Ms Pilcher added: “Unfortunately quite often the cheaper option is the less healthy option. Sometimes it is about ease of availability. Not being able to go out and source the best products.
“Early years providers are in the best possible position to help tackle the obesity crisis that we have so it is unacceptable that we find ourselves in this position.”
Childcare providers will face an estimated funding deficit of £455m in 2019-2020 – which will rise to £662m when subsidies for younger age groups are taken into account, the charity research adds.
Neil Leitch, chief executive of EYA, warned that the nursery sector was “in crisis”, adding that thousands of providers have already closed their doors.
“Providers are straining to deliver quality childcare on funding levels set in 2015, leaving them forced to choose between reducing quality and charging ever higher fees or closing their doors,” he said.
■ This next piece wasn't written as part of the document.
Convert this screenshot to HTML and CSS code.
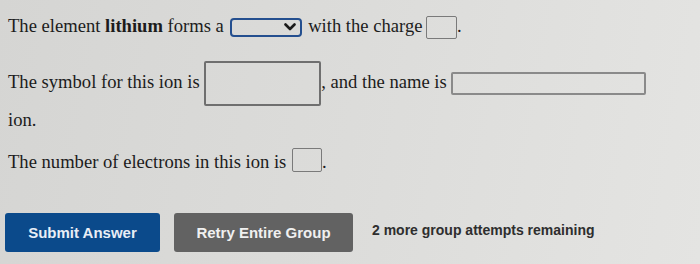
FILE: index.html
```html
<!DOCTYPE html>
<html>
<head>
<meta charset="utf-8">
<link rel="stylesheet" href="styles.css">
</head>
<body>
<div class="question">
  <p class="line line-first">The element <b>lithium</b> forms a <span class="select"><svg class="chev" viewBox="0 0 12 8" width="12" height="8"><path d="M1.5 1.5 L6 6 L10.5 1.5" fill="none" stroke="#1a1a1a" stroke-width="2.6" stroke-linecap="round" stroke-linejoin="round"/></svg></span> with the charge <span class="box box-charge"></span>.</p>
  <p class="line line-symbol">The symbol for this ion is <span class="box box-symbol"></span>, and the name is <span class="box box-name"></span> ion.</p>
  <p class="line line-electrons">The number of electrons in this ion is <span class="box box-electrons"></span>.</p>
</div>
<div class="actions">
  <button class="btn btn-submit">Submit Answer</button>
  <button class="btn btn-retry">Retry Entire Group</button>
  <span class="remaining">2 more group attempts remaining</span>
</div>
</body>
</html>
```
FILE: styles.css
```css
html, body {
  margin: 0;
  padding: 0;
}
body {
  width: 700px;
  height: 264px;
  overflow: hidden;
  background: linear-gradient(100deg, #d5d5d3 0%, #dcdcda 50%, #e4e4e2 100%);
  font-family: "Liberation Serif", "Times New Roman", serif;
  font-size: 18.6px;
  color: #1c1c1c;
}
.question {
  padding: 0 0 0 8px;
  width: 660px;
}
.line {
  margin: 0;
  line-height: 22px;
}
.line-first {
  padding-top: 15px;
}
.line-symbol {
  margin-top: 22px;
  line-height: 28px;
}
.line-electrons {
  margin-top: 14px;
}
.select {
  display: inline-block;
  box-sizing: border-box;
  width: 72px;
  height: 19px;
  border: 2px solid #244f8f;
  border-radius: 4px;
  vertical-align: middle;
  position: relative;
  margin: 0 2px 0 1px;
}
.chev {
  position: absolute;
  right: 4px;
  top: 3px;
}
.box {
  display: inline-block;
  box-sizing: border-box;
  border: 1px solid #7a7a7a;
  border-radius: 2px;
  vertical-align: middle;
  background: transparent;
}
.box-charge {
  width: 31px;
  height: 23px;
  margin-left: -1px;
}
.box-symbol {
  width: 117px;
  height: 45px;
  border-width: 2px;
  border-color: #6f6f6f;
  margin-left: 0;
}
.box-name {
  width: 195px;
  height: 23px;
  border-width: 2px;
  border-color: #8a8a8a;
  margin-left: 0;
}
.box-electrons {
  width: 30px;
  height: 24px;
  vertical-align: -4px;
  margin-left: 1px;
}
.actions {
  display: flex;
  align-items: center;
  margin-top: 40px;
  padding-left: 5px;
}
.btn {
  font-family: "Liberation Sans", Arial, sans-serif;
  font-weight: bold;
  font-size: 15px;
  color: #f2f2f2;
  border: none;
  border-radius: 3px;
  height: 39px;
  padding: 0;
}
.btn-submit {
  width: 155px;
  background: #0b4a8b;
  color: #e8eef6;
}
.btn-retry {
  width: 179px;
  margin-left: 14px;
  background: #626262;
  color: #f0f0f0;
}
.remaining {
  margin-left: 19px;
  font-family: "Liberation Sans", Arial, sans-serif;
  font-weight: bold;
  font-size: 14px;
  color: #2e2e2e;
  margin-top: -6px;
}
```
Purnima Tanuku, chief executive of National Day Nurseries Association warned the gap between government funding for ‘free’ hours and the amount it costs nurseries to deliver this is widening.
She said: “This is squeezing nurseries to the point where they are really struggling to stay open.”
Parents in some areas of the country are being asked to make voluntary contributions while others are being charged for extras, like healthy snacks, to stay afloat, she told The Independent.
Ms Tanuku said: “We have urged the government again and again to make funding available that covers the promises they have made to parents, but they are just not listening.”
Tracy Brabin, Labour’s shadow early years minister, added that the government’s policies and funding cuts were “hurting providers in the poorest areas the hardest”.
The Department for Education (DfE) said its funding formula to local authorities was fair, transparent and being monitored.
A DfE spokesperson said: “We want every child to have the best start in life, which is why we are planning to spend around £3.5bn on our early education entitlements this year alone – more than any previous government.
“The government provides a significant package of childcare to parents and carers, including our 30 hours offer for working parents of three and four year olds, which benefited over 340,000 children in the first year of delivery.
“Low income families also have access to support through universal credit, which can cover up to 85 per cent of childcare costs.”
They added: “We recognise the need to keep our evidence base on costs up to date and we continue to monitor the provider market closely through a range of research projects.”